> **GIVEN EXERCISE**: Starting with the line that includes "What HTML and", write out every remaining line of the records below exactly as it appears, leaving out any images.

○ ○ ○ ○ ○ ○ ○

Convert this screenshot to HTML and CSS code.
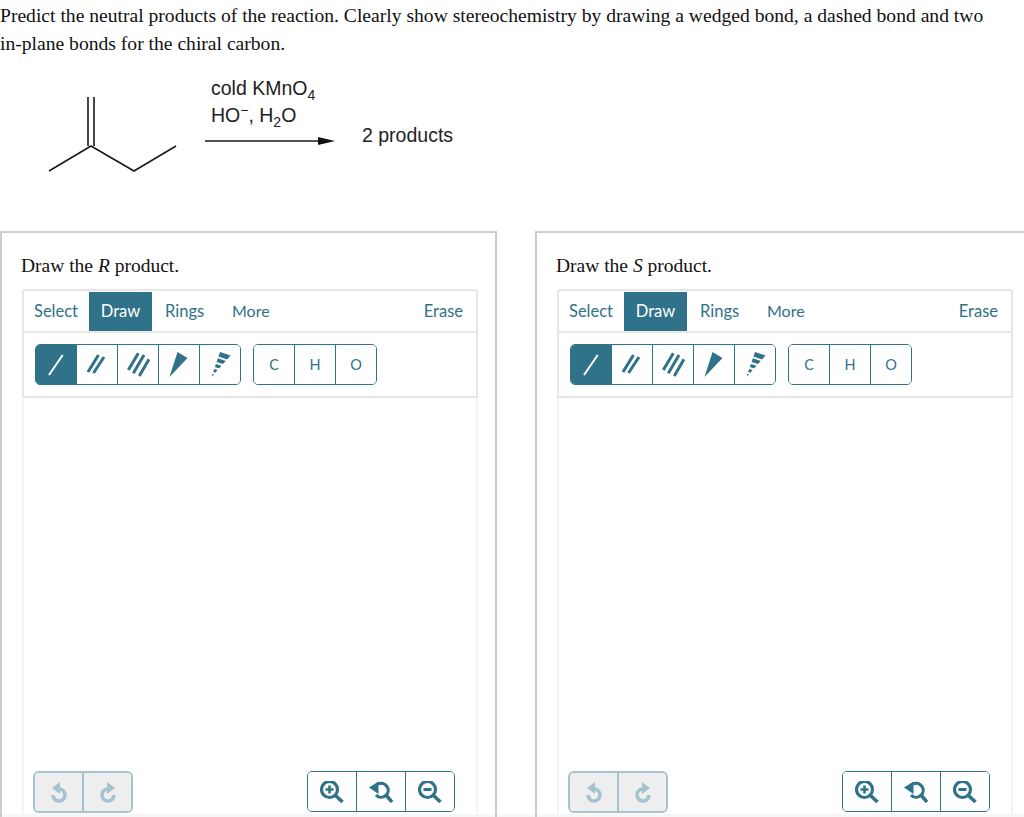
FILE: index.html
```html
<html>
  <head>
    <title>Draw the products</title>
    <meta charset="utf-8" />
    <link rel="stylesheet" href="styles.css">
  </head>
  <body>
    <p class="question">Predict the neutral products of the reaction. Clearly show stereochemistry by drawing a wedged bond, a dashed bond and two in-plane bonds for the chiral carbon.</p>

    <div class="reaction">
      <svg class="molecule" width="130" height="80" viewBox="0 0 130 80">
        <path d="M1 75 L43 50 L86 75 L128 50" fill="none" stroke="#1a1a1a" stroke-width="1.6"/>
        <path d="M40 50 V1 M46 50 V1" fill="none" stroke="#1a1a1a" stroke-width="1.6"/>
      </svg>
      <div class="conditions">
        <div class="reagents">
          <div>cold KMnO<sub>4</sub></div>
          <div>HO<sup>&minus;</sup>, H<sub>2</sub>O</div>
        </div>
        <svg width="130" height="10" viewBox="0 0 130 10">
          <path d="M0 5 H118" stroke="#1a1a1a" stroke-width="1.4"/>
          <path d="M113 1 L130 5 L113 9 Z" fill="#111"/>
        </svg>
      </div>
      <div class="result">2 products</div>
    </div>

    <div class="panels">
      <div class="panel">
        <p class="prompt">Draw the <i>R</i> product.</p>
        <div class="sketcher">
          <div class="tabs">
            <span class="tab select">Select</span>
            <span class="tab active">Draw</span>
            <span class="tab rings">Rings</span>
            <span class="tab more">More</span>
            <span class="tab erase">Erase</span>
          </div>
          <div class="tools">
            <div class="group bonds">
              <button class="btn selected"><svg width="20" height="28" viewBox="0 0 20 28"><path d="M3 24 L16.7 4" stroke="#fff" stroke-width="2"/></svg></button>
              <button class="btn"><svg width="20" height="28" viewBox="0 0 20 28"><path d="M1 21 L11.5 4 M6.5 22 L17 6" stroke="#2f7289" stroke-width="3"/></svg></button>
              <button class="btn"><svg width="24" height="28" viewBox="0 0 24 28"><path d="M2.3 19 L12.3 2.3 M7.3 22.3 L18 4 M13.3 25 L23 8.3" stroke="#2f7289" stroke-width="3"/></svg></button>
              <button class="btn"><svg width="22" height="28" viewBox="0 0 22 28"><path d="M1.5 26 L9.5 1 L19.5 7 Z" fill="#2f7289"/></svg></button>
              <button class="btn"><svg width="24" height="28" viewBox="0 0 24 28"><path d="M12 1 L22.5 4.5 L19.1 8.4 L10.5 5.5 Z M9.9 7.3 L17.8 9.9 L14.9 13.1 L8.6 11 Z M7.9 13 L13.4 14.8 L11.1 17.4 L6.9 16 Z M6.2 18 L9.6 19.1 L7.3 21.7 L5.2 21 Z M4.6 22.8 L6 23.2 L4.1 25.4 L3.8 25.3 Z" fill="#2f7289"/></svg></button>
            </div>
            <div class="group atoms">
              <button class="btn">C</button>
              <button class="btn">H</button>
              <button class="btn">O</button>
            </div>
          </div>
          <div class="canvas">
            <div class="group history">
              <button class="btn"><svg width="18" height="21" viewBox="0 0 18 21"><path d="M8 7 H9 A6 6 0 1 1 3 13" fill="none" stroke="#a5c3ce" stroke-width="3.6"/><path d="M10 0 V12 L2 6 Z" fill="#a5c3ce"/></svg></button>
              <button class="btn"><svg width="18" height="21" viewBox="0 0 18 21"><path d="M10 7 H9 A6 6 0 1 0 15 13" fill="none" stroke="#a5c3ce" stroke-width="3.6"/><path d="M8 0 V12 L16 6 Z" fill="#a5c3ce"/></svg></button>
            </div>
            <div class="group zooms">
              <button class="btn"><svg width="24" height="22" viewBox="0 0 24 22"><circle cx="9.5" cy="8.5" r="8" fill="none" stroke="#2f7289" stroke-width="3.2"/><path d="M15.5 14.5 L22.5 21" stroke="#2f7289" stroke-width="3.6"/><path d="M9.5 4.5 V12.5 M5.5 8.5 H13.5" stroke="#2f7289" stroke-width="2.6"/></svg></button>
              <button class="btn"><svg width="24" height="22" viewBox="0 0 24 22"><path d="M9 3 A7 7 0 1 1 7 14" fill="none" stroke="#2f7289" stroke-width="3.2"/><path d="M17 14 L23 21" stroke="#2f7289" stroke-width="3.6"/><path d="M0 6.5 L9.5 0.5 L9.5 13 Z" fill="#2f7289"/></svg></button>
              <button class="btn"><svg width="24" height="22" viewBox="0 0 24 22"><circle cx="9.5" cy="8.5" r="8" fill="none" stroke="#2f7289" stroke-width="3.2"/><path d="M15.5 14.5 L22.5 21" stroke="#2f7289" stroke-width="3.6"/><path d="M5.5 8.5 H13.5" stroke="#2f7289" stroke-width="2.8"/></svg></button>
            </div>
          </div>
        </div>
      </div>

      <div class="panel second">
        <p class="prompt">Draw the <i>S</i> product.</p>
        <div class="sketcher">
          <div class="tabs">
            <span class="tab select">Select</span>
            <span class="tab active">Draw</span>
            <span class="tab rings">Rings</span>
            <span class="tab more">More</span>
            <span class="tab erase">Erase</span>
          </div>
          <div class="tools">
            <div class="group bonds">
              <button class="btn selected"><svg width="20" height="28" viewBox="0 0 20 28"><path d="M3 24 L16.7 4" stroke="#fff" stroke-width="2"/></svg></button>
              <button class="btn"><svg width="20" height="28" viewBox="0 0 20 28"><path d="M1 21 L11.5 4 M6.5 22 L17 6" stroke="#2f7289" stroke-width="3"/></svg></button>
              <button class="btn"><svg width="24" height="28" viewBox="0 0 24 28"><path d="M2.3 19 L12.3 2.3 M7.3 22.3 L18 4 M13.3 25 L23 8.3" stroke="#2f7289" stroke-width="3"/></svg></button>
              <button class="btn"><svg width="22" height="28" viewBox="0 0 22 28"><path d="M1.5 26 L9.5 1 L19.5 7 Z" fill="#2f7289"/></svg></button>
              <button class="btn"><svg width="24" height="28" viewBox="0 0 24 28"><path d="M12 1 L22.5 4.5 L19.1 8.4 L10.5 5.5 Z M9.9 7.3 L17.8 9.9 L14.9 13.1 L8.6 11 Z M7.9 13 L13.4 14.8 L11.1 17.4 L6.9 16 Z M6.2 18 L9.6 19.1 L7.3 21.7 L5.2 21 Z M4.6 22.8 L6 23.2 L4.1 25.4 L3.8 25.3 Z" fill="#2f7289"/></svg></button>
            </div>
            <div class="group atoms">
              <button class="btn">C</button>
              <button class="btn">H</button>
              <button class="btn">O</button>
            </div>
          </div>
          <div class="canvas">
            <div class="group history">
              <button class="btn"><svg width="18" height="21" viewBox="0 0 18 21"><path d="M8 7 H9 A6 6 0 1 1 3 13" fill="none" stroke="#a5c3ce" stroke-width="3.6"/><path d="M10 0 V12 L2 6 Z" fill="#a5c3ce"/></svg></button>
              <button class="btn"><svg width="18" height="21" viewBox="0 0 18 21"><path d="M10 7 H9 A6 6 0 1 0 15 13" fill="none" stroke="#a5c3ce" stroke-width="3.6"/><path d="M8 0 V12 L16 6 Z" fill="#a5c3ce"/></svg></button>
            </div>
            <div class="group zooms">
              <button class="btn"><svg width="24" height="22" viewBox="0 0 24 22"><circle cx="9.5" cy="8.5" r="8" fill="none" stroke="#2f7289" stroke-width="3.2"/><path d="M15.5 14.5 L22.5 21" stroke="#2f7289" stroke-width="3.6"/><path d="M9.5 4.5 V12.5 M5.5 8.5 H13.5" stroke="#2f7289" stroke-width="2.6"/></svg></button>
              <button class="btn"><svg width="24" height="22" viewBox="0 0 24 22"><path d="M9 3 A7 7 0 1 1 7 14" fill="none" stroke="#2f7289" stroke-width="3.2"/><path d="M17 14 L23 21" stroke="#2f7289" stroke-width="3.6"/><path d="M0 6.5 L9.5 0.5 L9.5 13 Z" fill="#2f7289"/></svg></button>
              <button class="btn"><svg width="24" height="22" viewBox="0 0 24 22"><circle cx="9.5" cy="8.5" r="8" fill="none" stroke="#2f7289" stroke-width="3.2"/><path d="M15.5 14.5 L22.5 21" stroke="#2f7289" stroke-width="3.6"/><path d="M5.5 8.5 H13.5" stroke="#2f7289" stroke-width="2.8"/></svg></button>
            </div>
          </div>
        </div>
      </div>
    </div>
  </body>
</html>
```

FILE: styles.css
```css
* {
  padding: 0;
  margin: 0;
  box-sizing: border-box;
}
html,body {
  height: 817px;
  overflow: hidden;
}
body {
  font-family: "Liberation Serif",serif;
  color: #111;
  background: linear-gradient(white 814px,#f6f6f6 814px);
}
.question {
  font-size: 19.6px;
  line-height: 28px;
  height: 56px;
  margin-top: 2px;
  width: 1000px;
}
.reaction {
  display: flex;
  height: 120px;
  margin-top: 18px;
  font-family: "Liberation Sans",sans-serif;
  font-size: 19.5px;
  color: #222;
}
.molecule {
  margin-left: 48px;
  margin-top: 20px;
}
.conditions {
  margin-left: 27px;
}
.reagents {
  margin-left: 6px;
  line-height: 27px;
  height: 60px;
  margin-top: -1px;
  margin-bottom: 1px;
}
.reagents sub,.reagents sup {
  font-size: 14px;
  line-height: 0;
}
.conditions svg {
  display: block;
}
.result {
  margin-left: 27px;
  margin-top: 48px;
}
.panels {
  display: flex;
  gap: 38px;
  margin-top: 35px;
}
.panel {
  width: 497px;
  height: 600px;
  flex: none;
  border: 2px solid #ccc;
  border-bottom: none;
  padding: 22px 0 0 20px;
}
.second {
  width: 489px;
  border-right: none;
}
.prompt {
  font-size: 19.5px;
  line-height: 22px;
  margin-bottom: 12px;
  margin-left: -1px;
}
.sketcher {
  width: 456px;
  border-top: 2px solid #e6e6e6;
  border-radius: 3px 3px 0 0;
  font-family: Lato,sans-serif;
  color: #2f7289;
}
.tabs {
  display: flex;
  height: 42px;
  padding-top: 1px;
  border-left: 2px solid #e6e6e6;
  border-right: 2px solid #e6e6e6;
  border-bottom: 2px solid #e6e6e6;
  font-size: 16.5px;
}
.tab {
  height: 39px;
  line-height: 38px;
}
.select {
  width: 65px;
  padding-left: 10px;
}
.active {
  width: 63px;
  background-color: #2f7289;
  color: white;
  text-align: center;
}
.rings {
  width: 80px;
  padding-left: 13px;
}
.more {
  font-size: 16px;
}
.erase {
  margin-left: auto;
  padding-right: 13px;
}
.tools {
  display: flex;
  gap: 12px;
  height: 65px;
  padding-top: 11px;
  padding-left: 11px;
  border-left: 2px solid #e6e6e6;
  border-right: 2px solid #e6e6e6;
  border-bottom: 2px solid #e6e6e6;
}
.group {
  display: flex;
  height: 41px;
  border: 1px solid #2f7289;
  border-radius: 5px;
  overflow: hidden;
}
.bonds {
  width: 206px;
}
.atoms {
  width: 124px;
}
.btn {
  flex: 1;
  display: flex;
  align-items: center;
  justify-content: center;
  background-color: white;
  border: none;
  border-left: 1px solid #2f7289;
  font-family: Lato,sans-serif;
  font-size: 14.5px;
  color: #2f7289;
}
.btn:first-child {
  border-left: none;
}
.selected {
  background-color: #2f7289;
}
.canvas {
  display: flex;
  justify-content: space-between;
  align-items: flex-start;
  height: 416px;
  padding: 373px 21px 0 9px;
  border-left: 2px solid #f4f4f4;
  border-right: 2px solid #f4f4f4;
}
.history {
  width: 100px;
  height: 42px;
  border: 2px solid #a5c3ce;
  border-radius: 6px;
}
.history .btn {
  background-color: #eee;
  border-left: 2px solid #a5c3ce;
}
.history .btn:first-child {
  border-left: none;
}
.zooms {
  width: 148px;
}
```
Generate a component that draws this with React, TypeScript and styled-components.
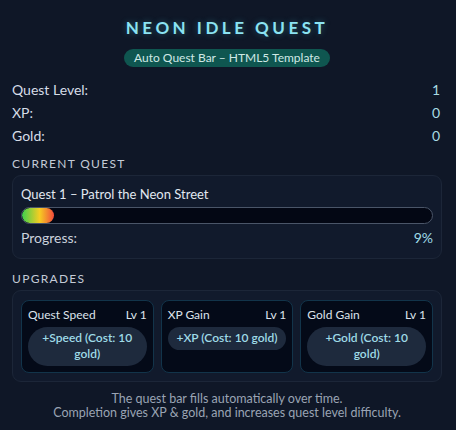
import React from "react";
import styled, { createGlobalStyle } from "styled-components";

const Global = createGlobalStyle`
  html, body { margin: 0; padding: 0; background: #0f1727; }
  body { font-family: Lato, "Open Sans", sans-serif; color: #d6dde8; }
  * { box-sizing: border-box; }
`;

const Page = styled.div`
  width: 456px;
  height: 430px;
  padding: 15px 14px 0 12px;
  display: flex;
  flex-direction: column;
`;

const Title = styled.h1`
  margin: 0;
  text-align: center;
  font-size: 17px;
  font-weight: 700;
  letter-spacing: 3.5px;
  color: #8be3f2;
  line-height: 26px;
  text-shadow: 0 0 6px rgba(80, 220, 240, 0.35);
`;

const BadgeRow = styled.div`
  display: flex;
  justify-content: center;
  margin-top: 8px;
`;

const Badge = styled.span`
  background: #0f5650;
  color: #cfe9e6;
  font-size: 12px;
  line-height: 18px;
  padding: 0 10.5px;
  border-radius: 999px;
`;

const Stats = styled.div`
  margin-top: 11px;
  display: flex;
  flex-direction: column;
`;

const StatRow = styled.div`
  display: flex;
  justify-content: space-between;
  font-size: 14px;
  line-height: 23px;
  padding-right: 2px;
`;

const StatValue = styled.span`
  color: #a9dbe4;
`;

const SectionLabel = styled.div<{ $gap?: number }>`
  font-size: 12px;
  letter-spacing: 1.3px;
  color: #c3cad6;
  line-height: 16px;
  margin-top: ${(p) => p.$gap ?? 9}px;
  margin-bottom: 3px;
`;

const Panel = styled.div`
  border: 1px solid #1c2638;
  border-radius: 9px;
  background: #111a2c;
  padding: 8px;
`;

const QuestName = styled.div`
  font-size: 13px;
  line-height: 20px;
  color: #e2e8f0;
`;

const Track = styled.div`
  margin-top: 3px;
  height: 17px;
  border-radius: 999px;
  border: 1px solid #4a5568;
  background: #030714;
  overflow: hidden;
`;

const Fill = styled.div`
  height: 100%;
  border-radius: 999px;
  background: linear-gradient(90deg, #3ccf4e 0%, #f6cd22 55%, #f24a3c 100%);
`;

const ProgressRow = styled.div`
  display: flex;
  justify-content: space-between;
  font-size: 14px;
  line-height: 20px;
  margin-top: 4px;
  margin-bottom: 2px;
  color: #cbd2dd;
`;

const Pct = styled.span`
  color: #9fdce8;
`;

const UpgradeGrid = styled.div`
  display: grid;
  grid-template-columns: repeat(3, 1fr);
  gap: 7px;
  padding-top: 1px;
`;

const Card = styled.div`
  background: #040a18;
  border: 1px solid #12344a;
  border-radius: 8px;
  padding: 5px 6px 6px 6px;
  display: flex;
  flex-direction: column;
  min-height: 72px;
`;

const CardHead = styled.div`
  display: flex;
  justify-content: space-between;
  font-size: 12px;
  line-height: 17px;
  color: #dde3ec;
`;

const BuyButton = styled.button`
  margin-top: 4px;
  border: none;
  border-radius: 999px;
  background: #1e2a3d;
  color: #9fdbe7;
  font-family: inherit;
  font-size: 12px;
  font-weight: 600;
  line-height: 16px;
  padding: 3px 4px 4px;
  text-align: center;
`;

const Footer = styled.div`
  margin-top: 10px;
  text-align: center;
  font-size: 12.5px;
  line-height: 14px;
  color: #9aa4b4;
`;

const upgrades = [
  { name: "Quest Speed", btn: "+Speed (Cost: 10 gold)" },
  { name: "XP Gain", btn: "+XP (Cost: 10 gold)" },
  { name: "Gold Gain", btn: "+Gold (Cost: 10 gold)" },
];

export default function App() {
  const progress = 9;
  return (
    <>
      <Global />
      <Page>
        <Title>NEON IDLE QUEST</Title>
        <BadgeRow>
          <Badge>Auto Quest Bar – HTML5 Template</Badge>
        </BadgeRow>
        <Stats>
          <StatRow><span>Quest Level:</span><StatValue>1</StatValue></StatRow>
          <StatRow><span>XP:</span><StatValue>0</StatValue></StatRow>
          <StatRow><span>Gold:</span><StatValue>0</StatValue></StatRow>
        </Stats>
        <SectionLabel>CURRENT QUEST</SectionLabel>
        <Panel>
          <QuestName>Quest 1 – Patrol the Neon Street</QuestName>
          <Track>
            <Fill style={{ width: `${progress * 0.88}%` }} />
          </Track>
          <ProgressRow><span>Progress:</span><Pct>{progress}%</Pct></ProgressRow>
        </Panel>
        <SectionLabel $gap={12}>UPGRADES</SectionLabel>
        <Panel>
          <UpgradeGrid>
            {upgrades.map((u) => (
              <Card key={u.name}>
                <CardHead><span>{u.name}</span><span>Lv 1</span></CardHead>
                <BuyButton>{u.btn}</BuyButton>
              </Card>
            ))}
          </UpgradeGrid>
        </Panel>
        <Footer>
          The quest bar fills automatically over time.
          <br />
          Completion gives XP &amp; gold, and increases quest level difficulty.
        </Footer>
      </Page>
    </>
  );
}
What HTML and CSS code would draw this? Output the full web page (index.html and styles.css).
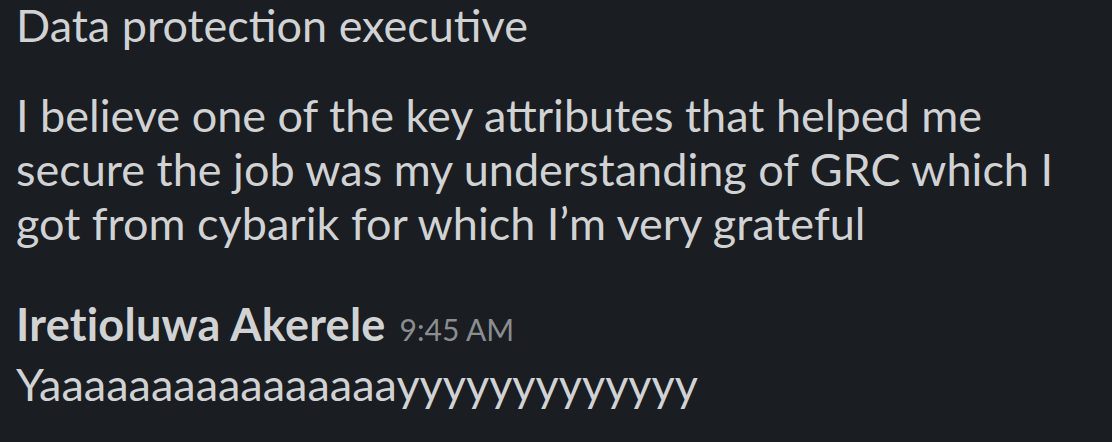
FILE: index.html
```html
<!DOCTYPE html>
<html>
<head>
<meta charset="utf-8">
<link rel="stylesheet" href="styles.css">
</head>
<body>
<div class="feed">
  <p class="line title">Data protection executive</p>
  <p class="line para">I believe one of the key attributes that helped me secure the job was my understanding of GRC which I got from cybarik for which I’m very grateful</p>
  <div class="msg">
    <div class="meta"><span class="name">Iretioluwa Akerele</span><span class="time">9:45 AM</span></div>
    <p class="line">Yaaaaaaaaaaaaaaaayyyyyyyyyyyyy</p>
  </div>
</div>
</body>
</html>
```
FILE: styles.css
```css
html, body {
  margin: 0;
  padding: 0;
  background: #1a1d21;
  height: 100%;
  overflow: hidden;
}
.feed {
  padding: 0 16px;
  margin-top: -2px;
  font-family: Lato, "Noto Sans", sans-serif;
  color: #d1d2d3;
  font-size: 45px;
  line-height: 54px;
  width: 1060px;
}
.line {
  margin: 0;
}
.para {
  margin-top: 35.5px;
}
.msg {
  margin-top: 47.7px;
}
.meta {
  display: flex;
  align-items: baseline;
  gap: 14px;
  line-height: 55px;
}
.name {
  font-weight: 700;
  letter-spacing: 0.25px;
}
.time {
  font-size: 30px;
  color: #8b8d90;
}
```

○ ○ ○ ○ ○ ○ ○

> **WORKED ANSWER**:
What HTML and CSS code would draw this? Output the full web page (index.html and styles.css).
FILE: index.html
```html
<!DOCTYPE html>
<html>
<head>
<meta charset="utf-8">
<link rel="stylesheet" href="styles.css">
</head>
<body>
<div class="feed">
  <p class="line title">Data protection executive</p>
  <p class="line para">I believe one of the key attributes that helped me secure the job was my understanding of GRC which I got from cybarik for which I’m very grateful</p>
  <div class="msg">
    <div class="meta"><span class="name">Iretioluwa Akerele</span><span class="time">9:45 AM</span></div>
    <p class="line">Yaaaaaaaaaaaaaaaayyyyyyyyyyyyy</p>
  </div>
</div>
</body>
</html>
```
FILE: styles.css
```css
html, body {
  margin: 0;
  padding: 0;
  background: #1a1d21;
  height: 100%;
  overflow: hidden;
}
.feed {
  padding: 0 16px;
  margin-top: -2px;
  font-family: Lato, "Noto Sans", sans-serif;
  color: #d1d2d3;
  font-size: 45px;
  line-height: 54px;
  width: 1060px;
}
.line {
  margin: 0;
}
.para {
  margin-top: 35.5px;
}
.msg {
  margin-top: 47.7px;
}
.meta {
  display: flex;
  align-items: baseline;
  gap: 14px;
  line-height: 55px;
}
.name {
  font-weight: 700;
  letter-spacing: 0.25px;
}
.time {
  font-size: 30px;
  color: #8b8d90;
}
```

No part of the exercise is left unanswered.